Goal>
Pictures do not belong in the copy; transcribe everything else in the records exactly.

Entries shown>

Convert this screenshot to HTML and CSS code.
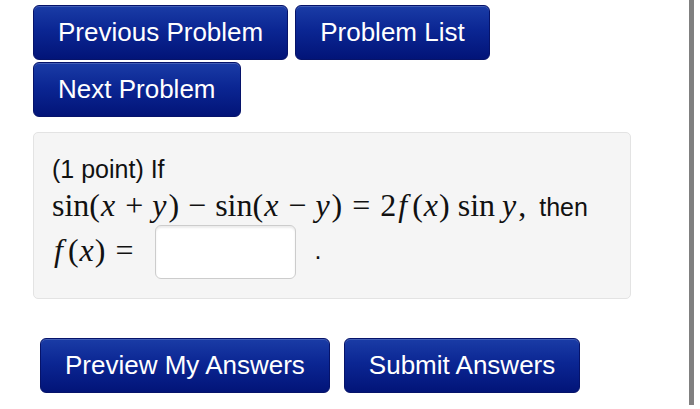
FILE: index.html
```html
<!DOCTYPE html>
<html lang="en">
<head>
<meta charset="utf-8">
<title>Problem</title>
<link rel="stylesheet" href="styles.css">
</head>
<body>
<div class="page">
  <main class="content">
    <nav class="nav">
      <a class="btn">Previous Problem</a>
      <a class="btn">Problem List</a>
      <a class="btn">Next Problem</a>
    </nav>
    <div class="well">
      <div class="line">(1 point) If</div>
      <div class="line eq"><span class="math">sin(<i class="vx">x</i><span class="op">+</span><i class="vy">y</i>)<span class="op">−</span>sin(<i class="vx">x</i><span class="op">−</span><i class="vy">y</i>)<span class="rel">=</span>2<i class="vf">f</i>(<i class="vx">x</i>)<span class="fn">sin</span><i class="vy">y</i>,</span><span class="then">then</span></div>
      <div class="answer"><span class="math"><i class="vf">f</i>(<i class="vx">x</i>)<span class="rel">=</span></span><input class="field" type="text"><span class="dot">.</span></div>
    </div>
    <div class="actions">
      <a class="btn">Preview My Answers</a>
      <a class="btn">Submit Answers</a>
    </div>
  </main>
  <div class="edge"></div>
</div>
</body>
</html>
```
FILE: styles.css
```css
html, body {
  margin: 0;
  padding: 0;
  background: #ffffff;
}
body {
  font-family: "Liberation Sans", Arial, sans-serif;
  color: #111;
}
.page {
  display: flex;
  height: 409px;
}
.content {
  flex: 1;
  padding: 5px 0 0 33px;
}
.edge {
  width: 5px;
  background: #808080;
  margin-right: 6px;
  margin-bottom: 4px;
}
.nav {
  display: flex;
  flex-wrap: wrap;
  column-gap: 7px;
  row-gap: 2px;
  width: 600px;
}
.btn {
  display: inline-block;
  box-sizing: border-box;
  height: 55px;
  padding: 0 24px;
  line-height: 53px;
  font-size: 26px;
  color: #fff;
  border: 1px solid #06136a;
  border-radius: 6px;
  background: linear-gradient(to bottom, #1a3ca6 0%, #0b2693 45%, #021478 100%);
  box-shadow: inset 0 1px 0 rgba(255,255,255,0.18);
  white-space: nowrap;
}
.well {
  box-sizing: border-box;
  width: 598px;
  height: 167px;
  margin-top: 15px;
  padding: 18px 18px 0 18px;
  background: #f5f5f5;
  border: 1px solid #e3e3e3;
  border-radius: 5px;
  font-size: 25px;
}
.line {
  line-height: 36px;
  white-space: nowrap;
}
.math {
  font-family: "Liberation Serif", "Times New Roman", serif;
  font-size: 32px;
}
.math i {
  font-style: italic;
}
.vx {
  padding: 0 1px;
}
.vy {
  padding: 0 2px 0 0;
}
.vf {
  margin: 0 5px 0 2px;
}
.op {
  margin: 0 9px;
}
.rel {
  margin: 0 10px;
}
.fn {
  margin: 0 7px 0 8px;
}
.then {
  margin-left: 13px;
}
.answer {
  display: flex;
  align-items: center;
  line-height: 36px;
}
.answer .math {
  margin-bottom: 5px;
}
.field {
  box-sizing: border-box;
  width: 141px;
  height: 54px;
  margin: 0 0 0 12px;
  padding: 0;
  background: #fff;
  border: 1px solid #cccccc;
  border-radius: 6px;
  box-shadow: inset 0 2px 2px rgba(0,0,0,0.08);
}
.dot {
  margin-left: 18px;
  font-size: 25px;
  position: relative;
  top: -2px;
}
.actions {
  display: flex;
  column-gap: 14px;
  margin-top: 39px;
  padding-left: 7px;
}
```
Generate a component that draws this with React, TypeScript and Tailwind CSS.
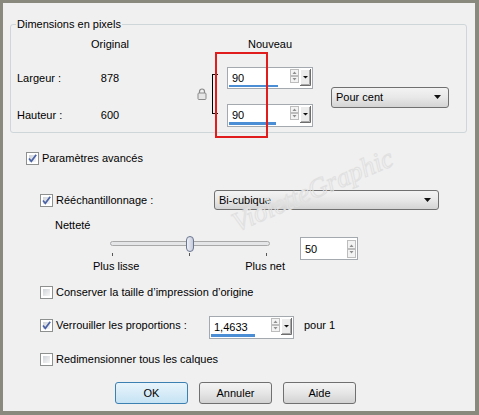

Output for this task>
Convert this screenshot to HTML and CSS code.
FILE: index.html
```html
<!DOCTYPE html>
<html lang="en">
<head>
<meta charset="utf-8">
<title>Problem</title>
<link rel="stylesheet" href="styles.css">
</head>
<body>
<div class="page">
  <main class="content">
    <nav class="nav">
      <a class="btn">Previous Problem</a>
      <a class="btn">Problem List</a>
      <a class="btn">Next Problem</a>
    </nav>
    <div class="well">
      <div class="line">(1 point) If</div>
      <div class="line eq"><span class="math">sin(<i class="vx">x</i><span class="op">+</span><i class="vy">y</i>)<span class="op">−</span>sin(<i class="vx">x</i><span class="op">−</span><i class="vy">y</i>)<span class="rel">=</span>2<i class="vf">f</i>(<i class="vx">x</i>)<span class="fn">sin</span><i class="vy">y</i>,</span><span class="then">then</span></div>
      <div class="answer"><span class="math"><i class="vf">f</i>(<i class="vx">x</i>)<span class="rel">=</span></span><input class="field" type="text"><span class="dot">.</span></div>
    </div>
    <div class="actions">
      <a class="btn">Preview My Answers</a>
      <a class="btn">Submit Answers</a>
    </div>
  </main>
  <div class="edge"></div>
</div>
</body>
</html>
```
FILE: styles.css
```css
html, body {
  margin: 0;
  padding: 0;
  background: #ffffff;
}
body {
  font-family: "Liberation Sans", Arial, sans-serif;
  color: #111;
}
.page {
  display: flex;
  height: 409px;
}
.content {
  flex: 1;
  padding: 5px 0 0 33px;
}
.edge {
  width: 5px;
  background: #808080;
  margin-right: 6px;
  margin-bottom: 4px;
}
.nav {
  display: flex;
  flex-wrap: wrap;
  column-gap: 7px;
  row-gap: 2px;
  width: 600px;
}
.btn {
  display: inline-block;
  box-sizing: border-box;
  height: 55px;
  padding: 0 24px;
  line-height: 53px;
  font-size: 26px;
  color: #fff;
  border: 1px solid #06136a;
  border-radius: 6px;
  background: linear-gradient(to bottom, #1a3ca6 0%, #0b2693 45%, #021478 100%);
  box-shadow: inset 0 1px 0 rgba(255,255,255,0.18);
  white-space: nowrap;
}
.well {
  box-sizing: border-box;
  width: 598px;
  height: 167px;
  margin-top: 15px;
  padding: 18px 18px 0 18px;
  background: #f5f5f5;
  border: 1px solid #e3e3e3;
  border-radius: 5px;
  font-size: 25px;
}
.line {
  line-height: 36px;
  white-space: nowrap;
}
.math {
  font-family: "Liberation Serif", "Times New Roman", serif;
  font-size: 32px;
}
.math i {
  font-style: italic;
}
.vx {
  padding: 0 1px;
}
.vy {
  padding: 0 2px 0 0;
}
.vf {
  margin: 0 5px 0 2px;
}
.op {
  margin: 0 9px;
}
.rel {
  margin: 0 10px;
}
.fn {
  margin: 0 7px 0 8px;
}
.then {
  margin-left: 13px;
}
.answer {
  display: flex;
  align-items: center;
  line-height: 36px;
}
.answer .math {
  margin-bottom: 5px;
}
.field {
  box-sizing: border-box;
  width: 141px;
  height: 54px;
  margin: 0 0 0 12px;
  padding: 0;
  background: #fff;
  border: 1px solid #cccccc;
  border-radius: 6px;
  box-shadow: inset 0 2px 2px rgba(0,0,0,0.08);
}
.dot {
  margin-left: 18px;
  font-size: 25px;
  position: relative;
  top: -2px;
}
.actions {
  display: flex;
  column-gap: 14px;
  margin-top: 39px;
  padding-left: 7px;
}
```
Generate a component that draws this with React, TypeScript and Tailwind CSS.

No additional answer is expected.